The government is deliberately slowing hotel development after supply overflowed before 2017.
This chart from DBS Equity Research shows that after a period of high supply between 2014 and 2017, supply is expected to moderate between 2018 and 2020.
Using 2013 as a base year, optimism was highest in 2015 as the supply was expected to rise 7% or 4,237 units. The outlook for 2018 to 2020 poses a striking difference as the supply of hotels is only expected to rise by 1-2%.
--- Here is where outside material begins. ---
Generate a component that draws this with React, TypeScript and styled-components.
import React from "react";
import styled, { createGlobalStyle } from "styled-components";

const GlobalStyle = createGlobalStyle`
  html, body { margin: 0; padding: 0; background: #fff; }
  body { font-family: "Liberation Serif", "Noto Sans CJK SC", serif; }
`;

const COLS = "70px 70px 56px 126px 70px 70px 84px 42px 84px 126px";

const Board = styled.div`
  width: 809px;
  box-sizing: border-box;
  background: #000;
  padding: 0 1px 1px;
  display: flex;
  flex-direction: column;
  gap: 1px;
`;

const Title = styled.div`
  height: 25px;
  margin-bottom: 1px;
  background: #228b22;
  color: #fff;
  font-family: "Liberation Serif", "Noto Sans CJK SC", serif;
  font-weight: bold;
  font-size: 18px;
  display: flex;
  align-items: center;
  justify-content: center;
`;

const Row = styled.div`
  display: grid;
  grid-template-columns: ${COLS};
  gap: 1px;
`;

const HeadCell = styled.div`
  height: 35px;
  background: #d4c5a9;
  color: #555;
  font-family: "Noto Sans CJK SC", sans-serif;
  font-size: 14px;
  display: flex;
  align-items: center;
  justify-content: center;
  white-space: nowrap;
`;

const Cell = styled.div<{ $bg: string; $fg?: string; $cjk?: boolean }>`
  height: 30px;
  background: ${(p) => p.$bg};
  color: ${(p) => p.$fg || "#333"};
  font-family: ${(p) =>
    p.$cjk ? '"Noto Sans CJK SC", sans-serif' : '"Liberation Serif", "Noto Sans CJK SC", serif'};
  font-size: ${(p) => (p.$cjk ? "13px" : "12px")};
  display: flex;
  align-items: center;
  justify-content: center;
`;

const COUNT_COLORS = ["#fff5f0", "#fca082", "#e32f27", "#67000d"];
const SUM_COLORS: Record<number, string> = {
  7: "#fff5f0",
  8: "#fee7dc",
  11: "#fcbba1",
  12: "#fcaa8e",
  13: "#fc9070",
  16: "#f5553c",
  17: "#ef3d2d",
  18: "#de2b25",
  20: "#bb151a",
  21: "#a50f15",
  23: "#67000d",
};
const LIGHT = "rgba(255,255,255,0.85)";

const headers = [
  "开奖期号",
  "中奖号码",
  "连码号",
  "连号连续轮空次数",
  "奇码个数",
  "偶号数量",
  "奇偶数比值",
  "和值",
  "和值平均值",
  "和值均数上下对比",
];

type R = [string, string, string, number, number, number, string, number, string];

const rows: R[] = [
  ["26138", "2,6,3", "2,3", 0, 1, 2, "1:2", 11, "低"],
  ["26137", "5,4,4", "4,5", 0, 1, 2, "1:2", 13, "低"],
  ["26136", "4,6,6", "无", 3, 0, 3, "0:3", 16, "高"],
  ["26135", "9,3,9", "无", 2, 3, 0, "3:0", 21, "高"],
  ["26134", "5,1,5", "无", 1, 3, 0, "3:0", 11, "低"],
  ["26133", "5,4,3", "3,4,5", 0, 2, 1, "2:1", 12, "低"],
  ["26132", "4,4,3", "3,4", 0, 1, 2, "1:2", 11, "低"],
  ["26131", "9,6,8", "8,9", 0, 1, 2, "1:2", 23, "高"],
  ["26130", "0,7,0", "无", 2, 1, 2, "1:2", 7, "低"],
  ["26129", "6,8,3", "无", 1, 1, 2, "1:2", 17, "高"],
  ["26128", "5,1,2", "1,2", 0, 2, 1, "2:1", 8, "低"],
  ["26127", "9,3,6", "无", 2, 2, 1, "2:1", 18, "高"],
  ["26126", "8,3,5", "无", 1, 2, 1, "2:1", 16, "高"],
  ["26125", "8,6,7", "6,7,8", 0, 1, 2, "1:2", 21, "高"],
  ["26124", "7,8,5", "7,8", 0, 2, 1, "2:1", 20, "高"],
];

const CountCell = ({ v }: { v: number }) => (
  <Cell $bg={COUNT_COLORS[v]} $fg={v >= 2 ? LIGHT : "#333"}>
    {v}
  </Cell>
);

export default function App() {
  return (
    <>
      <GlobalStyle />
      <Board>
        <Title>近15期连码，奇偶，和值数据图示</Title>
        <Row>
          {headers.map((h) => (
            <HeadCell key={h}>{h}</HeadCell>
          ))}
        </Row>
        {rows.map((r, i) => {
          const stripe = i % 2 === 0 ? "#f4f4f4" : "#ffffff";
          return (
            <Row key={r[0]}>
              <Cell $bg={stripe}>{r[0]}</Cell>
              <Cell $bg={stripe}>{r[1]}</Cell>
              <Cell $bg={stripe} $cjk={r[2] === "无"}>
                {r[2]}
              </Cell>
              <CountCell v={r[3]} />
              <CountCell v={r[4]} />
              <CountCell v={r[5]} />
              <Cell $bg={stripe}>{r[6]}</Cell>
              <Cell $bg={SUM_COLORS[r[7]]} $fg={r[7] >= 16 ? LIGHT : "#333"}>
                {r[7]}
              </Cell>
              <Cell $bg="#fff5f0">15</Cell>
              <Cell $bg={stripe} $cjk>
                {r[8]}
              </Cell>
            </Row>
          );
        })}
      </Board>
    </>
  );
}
Another report said the shrinking development pipeline is a result of the Urban Redevelopment Authority’s (URA) deliberate strategy to slow the pace of hotel development. In 2018, the new supply is expected to come from the Dusit Thani with 206 rooms, the reopening of the Raffles Hotel with 115 rooms, and -- potentially -- the Patina Capitol Singapore with 157 rooms.
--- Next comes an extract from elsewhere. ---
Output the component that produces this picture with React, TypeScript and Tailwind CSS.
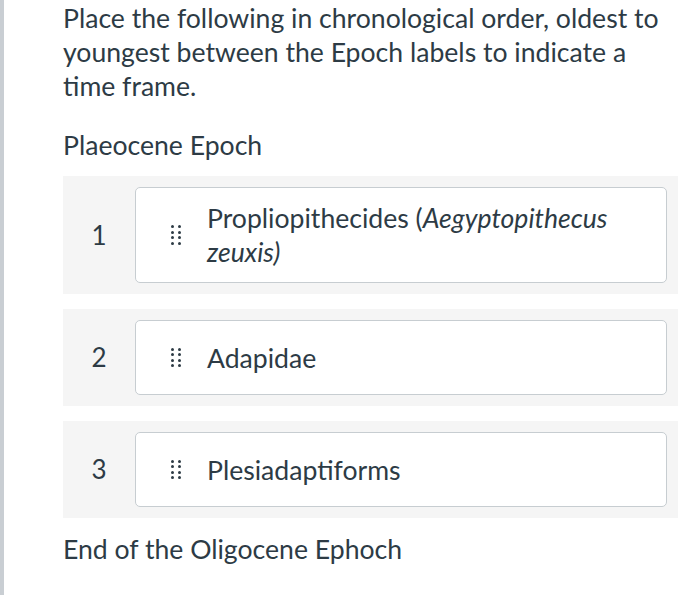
import React from 'react';

const items = [
    { n: 1, label: <>Propliopithecides (<i>Aegyptopithecus zeuxis)</i></> },
    { n: 2, label: <>Adapidae</> },
    { n: 3, label: <>Plesiadaptiforms</> },
];

function Handle() {
    return (
        <div className="grid grid-cols-2 gap-x-[4px] gap-y-[2.5px] w-[10px] shrink-0">
            {Array.from({ length: 8 }).map((_, i) => (
                <span key={i} className="w-[3px] h-[3px] rounded-full bg-[#2d3b45]" />
            ))}
        </div>
    );
}

export default function App() {
    return (
        <div className="w-[700px] h-[595px] bg-white flex text-[#2d3b45]" style={{ fontFamily: 'Lato, "Open Sans", sans-serif' }}>
            <div className="w-[4px] bg-[#c9ced3] shrink-0" />
            <div className="flex-1 pl-[59px] pr-[22px]">
                <p className="text-[26.6px] leading-[34px] pt-[1px]">
                    Place the following in chronological order, oldest to youngest between the Epoch labels to indicate a time frame.
                </p>
                <p className="text-[26.6px] leading-[34px] mt-[25px]">Plaeocene Epoch</p>

                <div className="mt-[14px] flex flex-col gap-[15px]">
                    {items.map((it) => (
                        <div key={it.n} className="bg-[#f5f5f5] flex items-center py-[11px] pr-[11px]">
                            <div className="w-[72px] text-center text-[26px] shrink-0">{it.n}</div>
                            <div className="flex-1 min-h-[75px] bg-white border border-[#c7cdd1] rounded-[5px] flex items-center pl-[35px] pr-[20px] py-[13px] gap-[26px]">
                                <Handle />
                                <div className="text-[26.6px] leading-[34px]">{it.label}</div>
                            </div>
                        </div>
                    ))}
                </div>

                <p className="text-[26.6px] leading-[34px] mt-[14px]">End of the Oligocene Ephoch</p>
            </div>
        </div>
    );
}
Despite the moderated supply of hotels, consumer confidence is likely to strengthen, as Singapore, along with Bangkok and Hong Kong, is expected to firmly remain the leading Asian destinations of choice in 2018. The oversupply of hotel rooms in Singapore before 2018 is likely to temper growth.
DBS Equity Research said whilst Q4 distribution per unit (DPU) for the hospitality REITs ended on a soft note being down, there were positive signs that a turnaround of the sector is in sight. “Hoteliers showed significant pricing discipline over the quarter despite the opening of seven new hotels,” the broker said.